Patrząc wprzód, dalej jestem niesamowicie dumny będąc częścią Fnatic i podekscytowany naszym dalszym rozwojem w 2022 roku. Na razie wezmę krótką przerwę i nie mogę się doczekać, aż wrócę odświeżony i pełen sił do nowej drużyny z bogatymi ambicjami – skwitował Upset. Całą treść jego oświadczenia znajdziecie pod tym adresem.

CZYTAJ TEŻ:
Bjergsen: Brałem pod uwagę grę w LEC

Zafra: W dalszym ciągu wierzymy, że [Upset] podjął słuszną decyzję

Dosłownie dwadzieścia minut po publikacji powyższego oświadczenia pojawiło się kolejne, tym razem na profilu Javiera "dardo" Zafry, pełniącego funkcję dyrektora drużyny League of Legends we Fnatic. – Gra na Worlds zawsze była marzeniem Eliasa. Jednak ból i stres, przez jakie przechodził podczas naszego pobytu w Islandii były oczywiste dla wszystkich wokół niego. W dalszym ciągu wierzymy, że podjął słuszną decyzję, opuszczając turniej, i będziemy dalej tę decyzję wspierać – czytamy.

To przykre widzieć ludzi spekulujących na temat kogoś, kto przeszedł przez tak trudne doświadczenie. Jego prywatność powinna być respektowana i my, jako organizacja, będziemy jej bronić. Mam nadzieję, że wszyscy zapewnią zarówno jemu, jak i jego rodzinie spokój, na jaki zasługują, aby mógł odpocząć przed powrotem do Fnatic na rok 2022, gdzie razem z jego kompanami udowodni, jak wiele pasji i głodu do gry posiada – zakończył Zafra. Oryginalna treść jego oświadczenia dostępna jest w tym miejscu.

Czy to koniec wymiany poglądów na temat absencji Upseta?

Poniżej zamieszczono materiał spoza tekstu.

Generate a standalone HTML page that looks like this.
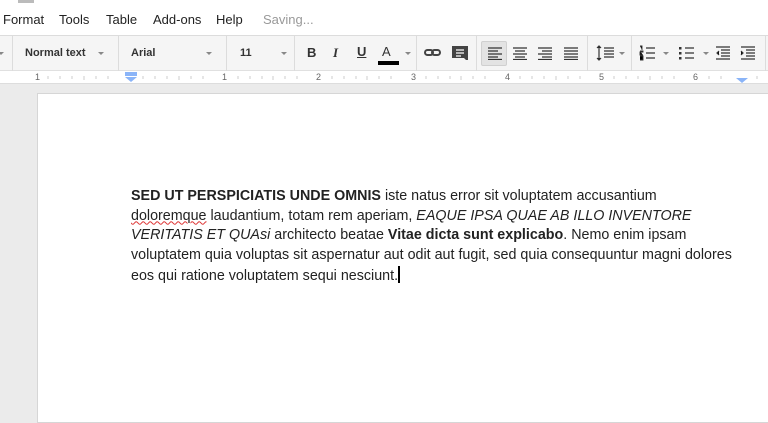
<!DOCTYPE html>
<html><head><style>
*{margin:0;padding:0;box-sizing:border-box}
body{width:768px;height:410px;overflow:hidden;background:#ebebeb;font-family:"Liberation Sans",Arial,sans-serif;position:relative}
.menu{position:absolute;left:0;top:0;width:768px;height:35px;background:#fff;font-size:13px;color:#222}
.menu span{position:absolute;top:12px}
.tb{position:absolute;left:0;top:35px;width:768px;height:36px;background:#f5f5f5;border-top:1px solid #dcdcdc;border-bottom:1px solid #e0e0e0}
.sep{position:absolute;top:0;width:1px;height:35px;background:#dcdcdc}
.t{position:absolute;font-size:11px;color:#333;font-weight:bold;top:11px}
.dd{position:absolute;top:16px;width:0;height:0;border-left:3px solid transparent;border-right:3px solid transparent;border-top:3px solid #888}
.ruler{position:absolute;left:0;top:71px;width:768px;height:13px;background:#fff;border-bottom:1px solid #ddd}
.ruler span{position:absolute;top:1px;font-size:9px;color:#666}
.page{position:absolute;left:37px;top:93px;width:740px;height:330px;background:#fff;border:1px solid #d6d6d6}
.txt{position:absolute;left:131px;top:187px;width:605px;font-size:14.3px;line-height:19.7px;color:#222}
.ic{position:absolute}
</style></head><body>
<div class="menu">
<span style="left:-1px;top:-6px;width:14px;height:4px;background:#aaa;display:block;position:absolute"></span>
<span style="left:18px;top:-6px;width:16px;height:9px;background:#bbb;position:absolute"></span>
<span style="left:3px">Format</span><span style="left:59px">Tools</span><span style="left:106px">Table</span><span style="left:153px">Add-ons</span><span style="left:216px">Help</span><span style="left:263px;color:#999">Saving...</span>
</div>
<div class="tb">
<div class="dd" style="left:-2px"></div>
<div class="sep" style="left:12px"></div>
<span class="t" style="left:25px;font-weight:bold">Normal text</span><div class="dd" style="left:98px"></div>
<div class="sep" style="left:118px"></div>
<span class="t" style="left:131px">Arial</span><div class="dd" style="left:206px"></div>
<div class="sep" style="left:226px"></div>
<span class="t" style="left:240px">11</span><div class="dd" style="left:281px"></div>
<div class="sep" style="left:294px"></div>
<span class="t" style="left:307px;font-size:13px;top:9px">B</span>
<span class="t" style="left:333px;font-size:13px;top:9px;font-style:italic;font-family:'Liberation Serif',serif">I</span>
<span class="t" style="left:357px;font-size:13px;top:8px;text-decoration:underline">U</span>
<span class="t" style="left:382px;font-size:13px;top:8px;font-weight:normal">A</span>
<div style="position:absolute;left:378px;top:25px;width:21px;height:4px;background:#000"></div>
<div class="dd" style="left:405px"></div>
<div class="sep" style="left:416px"></div>
<svg class="ic" style="left:424px;top:10px" width="18" height="14"><rect x="1" y="4" width="8" height="5" rx="2.5" fill="none" stroke="#444" stroke-width="2"/><rect x="8" y="4" width="8" height="5" rx="2.5" fill="none" stroke="#444" stroke-width="2"/></svg>
<svg class="ic" style="left:451px;top:9px" width="18" height="16"><path d="M1 1h16v14h-2l-2-2H1z" fill="#444"/><path d="M5 5h8M5 8h8M5 11h5" stroke="#fff" stroke-width="1.3"/></svg>
<div class="sep" style="left:476px"></div>
<div style="position:absolute;left:481px;top:5px;width:26px;height:25px;background:#e3e3e3;border:1px solid #d0d0d0;border-radius:2px"></div>
<svg class="ic" style="left:486px;top:10px" width="110" height="14" stroke="#333" stroke-width="1.2">
<path d="M2 2h14M2 5h10M2 8h14M2 11h10M2 13.5h14"/>
<path d="M27 2h14M29 5h10M27 8h14M29 11h10M27 13.5h14"/>
<path d="M52 2h14M56 5h10M52 8h14M56 11h10M52 13.5h14"/>
<path d="M78 2h14M78 5h14M78 8h14M78 11h14M78 13.5h14"/>
</svg>
<div class="sep" style="left:587px"></div>
<svg class="ic" style="left:596px;top:9px" width="30" height="16" stroke="#333" stroke-width="1.2"><path d="M3 1v14M1 3l2-2 2 2M1 13l2 2 2-2M8 3h10M8 6h10M8 9h10M8 12h10"/></svg>
<div class="dd" style="left:619px"></div>
<div class="sep" style="left:631px"></div>
<svg class="ic" style="left:639px;top:9px" width="120" height="16" stroke="#333" stroke-width="1.2"><path d="M7 3h9M7 8h9M7 13h9"/><path d="M1 1h2v4M1 6h3v1H1v3h3M1 11h3v4H1" stroke-width="0.9"/>
<path d="M46 3h9M46 8h9M46 13h9"/><rect x="40" y="2" width="2.5" height="2.5" fill="#333" stroke="none"/><rect x="40" y="7" width="2.5" height="2.5" fill="#333" stroke="none"/><rect x="40" y="12" width="2.5" height="2.5" fill="#333" stroke="none"/>
<path d="M77 2h14M82 5h9M82 8h9M82 11h9M77 14h14"/><path d="M80 6l-2 2 2 2" />
<path d="M102 2h14M107 5h9M107 8h9M107 11h9M102 14h14"/><path d="M102 6l2 2-2 2"/></svg>
<div class="dd" style="left:663px"></div><div class="dd" style="left:703px"></div>
<div class="sep" style="left:765px"></div>
</div>
<div class="ruler">
<span style="left:35px">1</span><span style="left:222px">1</span><span style="left:316px">2</span><span style="left:411px">3</span><span style="left:505px">4</span><span style="left:599px">5</span><span style="left:693px">6</span>
<svg style="position:absolute;left:0;top:0" width="768" height="13"><g stroke="#ccc" stroke-width="1">
<path d="M48 5v3M60 5v3M72 5v3M84 5v4M96 5v3M108 5v3M143 5v3M155 5v3M167 5v3M179 5v4M191 5v3M203 5v3M238 5v3M250 5v3M262 5v3M273 5v4M285 5v3M297 5v3M332 5v3M344 5v3M356 5v3M367 5v4M379 5v3M391 5v3M426 5v3M438 5v3M450 5v3M461 5v4M473 5v3M485 5v3M520 5v3M532 5v3M544 5v3M556 5v4M568 5v3M580 5v3M614 5v3M626 5v3M638 5v3M650 5v4M662 5v3M674 5v3M709 5v3M721 5v3M757 5v3"/></g>
<rect x="125" y="1" width="12" height="4" fill="#8ab4f8"/><path d="M125 6h12l-6 5z" fill="#8ab4f8"/><path d="M736 7h12l-6 5z" fill="#8ab4f8"/></svg>
</div>
<div class="page"></div>
<div class="txt"><b>SED UT PERSPICIATIS UNDE OMNIS</b> iste natus error sit voluptatem accusantium <span style="text-decoration:underline wavy #d33;text-decoration-thickness:1px">doloremque</span> laudantium, totam rem aperiam, <i>EAQUE IPSA QUAE AB ILLO INVENTORE VERITATIS ET QUAsi</i> architecto beatae <b>Vitae dicta sunt explicabo</b>. Nemo enim ipsam voluptatem quia voluptas sit aspernatur aut odit aut fugit, sed quia consequuntur magni dolores eos qui ratione voluptatem sequi nesciunt.<span style="display:inline-block;width:2px;height:17px;background:#000;vertical-align:-3px"></span></div>
</body></html>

Nie wiadomo. Pewne jest jednak, że 21-latek już w styczniu rozpocznie kolejny epizod walki o mistrzostwo Europy w ramach League of Legends European Championship. Wiosenny split wystartuje w piątek 14 stycznia, jednak na chwilę obecną nie znamy dokładnego harmonogramu, więc nie wiemy, o której godzinie i z kim zagra Fnatic w inauguracyjnym meczu tej formacji w sezonie 2022.